Sampling errors, on the other hand, can be evaluated statistically. The sample of respondents selected in the 2008-09 KDHS is only one of many samples that could have been selected from the same population, using the same design and expected size. Each of these samples would yield results that differ somewhat from the results of the actual sample selected. Sampling errors are a measure of the variability between all possible samples. Although the degree of variability is not known exactly, it can be estimated from the survey results.
Sampling error is usually measured in terms of the standard error for a particular statistic (mean, percentage, etc.), which is the square root of the variance. The standard error can be used to calculate confidence intervals within which the true value for the population can reasonably be assumed to fall. For example, for any given statistic calculated from a sample survey, the value of that statistic will fall within a range of plus or minus two times the standard error of that statistic in 95 percent of all possible samples of identical size and design.

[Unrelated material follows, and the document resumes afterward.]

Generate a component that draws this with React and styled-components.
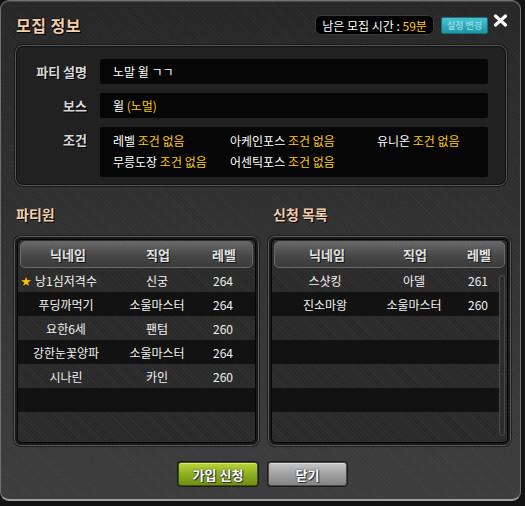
import React from "react";
import styled, { createGlobalStyle } from "styled-components";

const GlobalStyle = createGlobalStyle`
  html, body {
    margin: 0;
    padding: 0;
    background: #121212;
  }
  body {
    font-family: "Noto Sans CJK KR", "Noto Sans", sans-serif;
  }
`;

const Window = styled.div`
  box-sizing: border-box;
  width: 521px;
  height: 501px;
  display: flex;
  flex-direction: column;
  border: 1px solid #707070;
  border-bottom: 2px solid #a0a0a0;
  border-radius: 9px;
  background-color: #2f2f2f;
  background-image: repeating-linear-gradient(
      45deg,
      rgba(255, 255, 255, 0.025) 0 1px,
      transparent 1px 3px
    ),
    linear-gradient(#272727, #3d3d3d);
  box-shadow: inset 0 1px 0 #4a4a4a;
  overflow: hidden;
`;

const TitleBar = styled.div`
  height: 44px;
  padding: 4px 12px 0 15px;
  box-sizing: border-box;
  display: flex;
  align-items: center;
`;

const Title = styled.h1`
  margin: 0;
  flex: 1;
  font-size: 16px;
  font-weight: bold;
  color: #f2cfaa;
  text-shadow: 1px 1px 0 #000, 0 0 2px #000;
  letter-spacing: 0.5px;
`;

const Timer = styled.div`
  width: 119px;
  height: 20px;
  box-sizing: border-box;
  border-radius: 6px;
  background: #000;
  border: 1px solid #3a3a3a;
  display: flex;
  align-items: center;
  justify-content: center;
  font-size: 12px;
  color: #fff;
  white-space: nowrap;
`;

const Yellow = styled.span`
  color: #ffcc00;
`;

const SettingButton = styled.button`
  margin-left: 7px;
  width: 47px;
  height: 17px;
  padding: 0;
  border: 1px solid #1b6f7a;
  border-radius: 2px;
  background: linear-gradient(#45c3d2, #1e96a6);
  color: #8ad6df;
  font-family: inherit;
  font-size: 9px;
  font-weight: bold;
  line-height: 15px;
`;

const CloseIcon = styled.svg`
  margin-left: 5px;
  margin-top: -10px;
  width: 15px;
  height: 13px;
`;

const InfoPanel = styled.div`
  margin: 0 13px 0 14px;
  height: 141px;
  box-sizing: border-box;
  padding: 13px 18px 0 0;
  border: 1px solid #555;
  border-radius: 8px;
  background: #212121;
  box-shadow: inset 0 0 0 1px #111, 0 0 0 1px #1a1a1a;
  display: flex;
  flex-direction: column;
  gap: 9px;
`;

const InfoRow = styled.div`
  display: flex;
  align-items: flex-start;
`;

const Label = styled.div`
  width: 71px;
  margin-right: 13px;
  text-align: right;
  font-size: 13px;
  font-weight: bold;
  color: #d9d9d9;
  text-shadow: 1px 1px 0 #000;
  line-height: 25px;
`;

const Field = styled.div`
  flex: 1;
  height: ${(p) => p.$h || 25}px;
  box-sizing: border-box;
  padding: ${(p) => (p.$grid ? "3px 0 0 13px" : "0 13px")};
  background: #060606;
  border-radius: 2px;
  font-size: 12px;
  color: #fff;
  line-height: 25px;
  ${(p) =>
    p.$grid &&
    `
    display: grid;
    grid-template-columns: 117px 147px 1fr;
    grid-auto-rows: 21px;
    line-height: 21px;
  `}
`;

const Columns = styled.div`
  display: flex;
  gap: 9px;
  padding: 0 9px 0 13px;
`;

const Column = styled.div`
  width: ${(p) => p.$w}px;
  display: flex;
  flex-direction: column;
`;

const SectionTitle = styled.h2`
  margin: 18px 0 12px;
  padding-left: ${(p) => p.$pad}px;
  height: 20px;
  font-size: 14px;
  font-weight: bold;
  color: #f2cfaa;
  text-shadow: 1px 1px 0 #000;
  line-height: 20px;
`;

const TablePanel = styled.div`
  height: 210px;
  box-sizing: border-box;
  border: 1px solid #5a5a5a;
  border-radius: 7px;
  padding: 2px;
  background: #1a1a1a;
  box-shadow: 0 0 0 1px #202020;
`;

const TableInner = styled.div`
  height: 100%;
  box-sizing: border-box;
  border-radius: 5px;
  border: 1px solid #050505;
  background-color: #2a2a2a;
  background-image: repeating-linear-gradient(
    45deg,
    rgba(255, 255, 255, 0.03) 0 1px,
    transparent 1px 3px
  );
  display: flex;
  flex-direction: column;
  overflow: hidden;
  position: relative;
`;

const Header = styled.div`
  margin: 1px 2px 0;
  height: 27px;
  flex-shrink: 0;
  border-radius: 5px;
  border: 1px solid #6a6a6a;
  box-sizing: border-box;
  background: linear-gradient(#686868, #474747 55%, #3b3b3b);
  display: grid;
  grid-template-columns: ${(p) => p.$cols};
  align-items: center;
  font-size: 13px;
  font-weight: bold;
  color: #e2e2e2;
  text-shadow: 1px 1px 0 #111;
`;

const Row = styled.div`
  height: 24px;
  flex-shrink: 0;
  margin-right: ${(p) => (p.$scroll ? 8 : 0)}px;
  display: grid;
  grid-template-columns: ${(p) => p.$cols};
  align-items: center;
  background: ${(p) => (p.$dark ? "#121212" : "transparent")};
  font-size: 12px;
  color: #f2f2f2;
`;

const Cell = styled.div`
  text-align: center;
  white-space: nowrap;
  position: relative;
`;

const Star = styled.span`
  position: absolute;
  left: 3px;
  top: 50%;
  transform: translateY(-50%);
  color: #ffc400;
  font-size: 10px;
`;

const ScrollTrack = styled.div`
  position: absolute;
  right: 2px;
  top: 35px;
  bottom: 6px;
  width: 4px;
  border: 1px solid #4a4a4a;
  border-radius: 3px;
`;

const ButtonBar = styled.div`
  margin-top: 16px;
  display: flex;
  justify-content: center;
  gap: 10px;
  padding-left: 4px;
`;

const ActionButton = styled.button`
  width: ${(p) => p.$w}px;
  height: 24px;
  padding: 0;
  border-radius: 3px;
  border: 1px solid ${(p) => (p.$green ? "#3e5210" : "#4a4a4a")};
  background: ${(p) =>
    p.$green
      ? "linear-gradient(#bcd63a, #8eb020 50%, #6f9012)"
      : "linear-gradient(#c6c6c6, #a0a0a0 50%, #858585)"};
  box-shadow: inset 0 1px 0 rgba(255, 255, 255, 0.4), 0 0 0 1px #1c1c1c;
  color: #fff;
  font-family: inherit;
  font-size: 13px;
  font-weight: bold;
  text-shadow: 1px 1px 0 #333, 0 0 2px #333;
`;

const LEFT_COLS = "96px 86px 46px";
const LEFT_HEAD = "94px 86px 46px";
const RIGHT_COLS = "106px 72px 56px";
const RIGHT_HEAD = "104px 72px 56px";

const members = [
  ["낭1심저격수", "신궁", "264", true],
  ["푸딩까먹기", "소울마스터", "264"],
  ["요한6세", "팬텀", "260"],
  ["강한눈꽃양파", "소울마스터", "264"],
  ["시나린", "카인", "260"],
  null,
  null,
];

const applicants = [
  ["스샷킹", "아델", "261"],
  ["진소마왕", "소울마스터", "260"],
  null,
  null,
  null,
  null,
  null,
];

function Table({ rows, cols, headCols, scroll }) {
  return (
    <TablePanel>
      <TableInner>
        <Header $cols={headCols}>
          <Cell>닉네임</Cell>
          <Cell>직업</Cell>
          <Cell>레벨</Cell>
        </Header>
        {rows.map((r, i) => (
          <Row key={i} $cols={cols} $dark={i % 2 === 1} $scroll={scroll}>
            {r && (
              <>
                <Cell>
                  {r[3] && <Star>★</Star>}
                  {r[0]}
                </Cell>
                <Cell>{r[1]}</Cell>
                <Cell>{r[2]}</Cell>
              </>
            )}
          </Row>
        ))}
        {scroll && <ScrollTrack />}
      </TableInner>
    </TablePanel>
  );
}

export default function App() {
  return (
    <>
      <GlobalStyle />
      <Window>
        <TitleBar>
          <Title>모집 정보</Title>
          <Timer>
            남은 모집 시간 :&nbsp;<Yellow>59분</Yellow>
          </Timer>
          <SettingButton>설정 변경</SettingButton>
          <CloseIcon viewBox="0 0 15 13">
            <path
              d="M2.5 2 L12.5 11 M12.5 2 L2.5 11"
              stroke="#fff"
              strokeWidth="3.2"
              strokeLinecap="round"
            />
          </CloseIcon>
        </TitleBar>

        <InfoPanel>
          <InfoRow>
            <Label>파티 설명</Label>
            <Field>노말 윌 ㄱㄱ</Field>
          </InfoRow>
          <InfoRow>
            <Label>보스</Label>
            <Field>
              윌 <Yellow>(노멀)</Yellow>
            </Field>
          </InfoRow>
          <InfoRow>
            <Label>조건</Label>
            <Field $h={50} $grid>
              <span>
                레벨 <Yellow>조건 없음</Yellow>
              </span>
              <span>
                아케인포스 <Yellow>조건 없음</Yellow>
              </span>
              <span>
                유니온 <Yellow>조건 없음</Yellow>
              </span>
              <span>
                무릉도장 <Yellow>조건 없음</Yellow>
              </span>
              <span>
                어센틱포스 <Yellow>조건 없음</Yellow>
              </span>
            </Field>
          </InfoRow>
        </InfoPanel>

        <Columns>
          <Column $w={245}>
            <SectionTitle $pad={2}>파티원</SectionTitle>
            <Table rows={members} cols={LEFT_COLS} headCols={LEFT_HEAD} />
          </Column>
          <Column $w={243}>
            <SectionTitle $pad={5}>신청 목록</SectionTitle>
            <Table
              rows={applicants}
              cols={RIGHT_COLS}
              headCols={RIGHT_HEAD}
              scroll
            />
          </Column>
        </Columns>

        <ButtonBar>
          <ActionButton $green $w={80}>
            가입 신청
          </ActionButton>
          <ActionButton $w={79}>닫기</ActionButton>
        </ButtonBar>
      </Window>
    </>
  );
}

If the sample of respondents had been selected as a simple random sample, it would have been possible to use straightforward formulas for calculating sampling errors. However, the 2008-09 KDHS sample is the result of a multi-stage stratified design, and consequently, it was necessary to use a more complex formula. The computer software used to calculate sampling errors for the 2008-09 KDHS is the sampling error module in ISSA (Integrated System for Survey Analysis). This module uses the Taylor linearization method of variance estimation for survey estimates that are means or proportions. Another approach, the Jackknife repeated replication method is used for variance estimation of more complex statistics such as fertility and mortality rates.
Note: See detailed estimate of sampling error calculation in APPENDIX B of the survey final report.
Data Quality Tables
- Household age distribution
- Age distribution of eligible and interviewed women
- Age distribution of eligible and interviewed men
- Completeness of reporting
- Births by calendar years
- Reporting of age at death in days
- Reporting of age at death in months
- Nutritional status of children
Note: See these tables in APPENDIX C of the report which is presented in this documentation.
Data and Data Related Resources
Use of the dataset must be acknowledged using a citation which would include:
- the Identification of the Primary Investigator
- the title of the survey (including country, acronym and year of implementation)
- the survey reference number
- the source and date of download
Disclaimer and copyrights
The user of the data acknowledges that the original collector of the data, the authorized distributor of the data, and the relevant funding agency bear no responsibility for use of the data or for interpretations or inferences based upon such uses.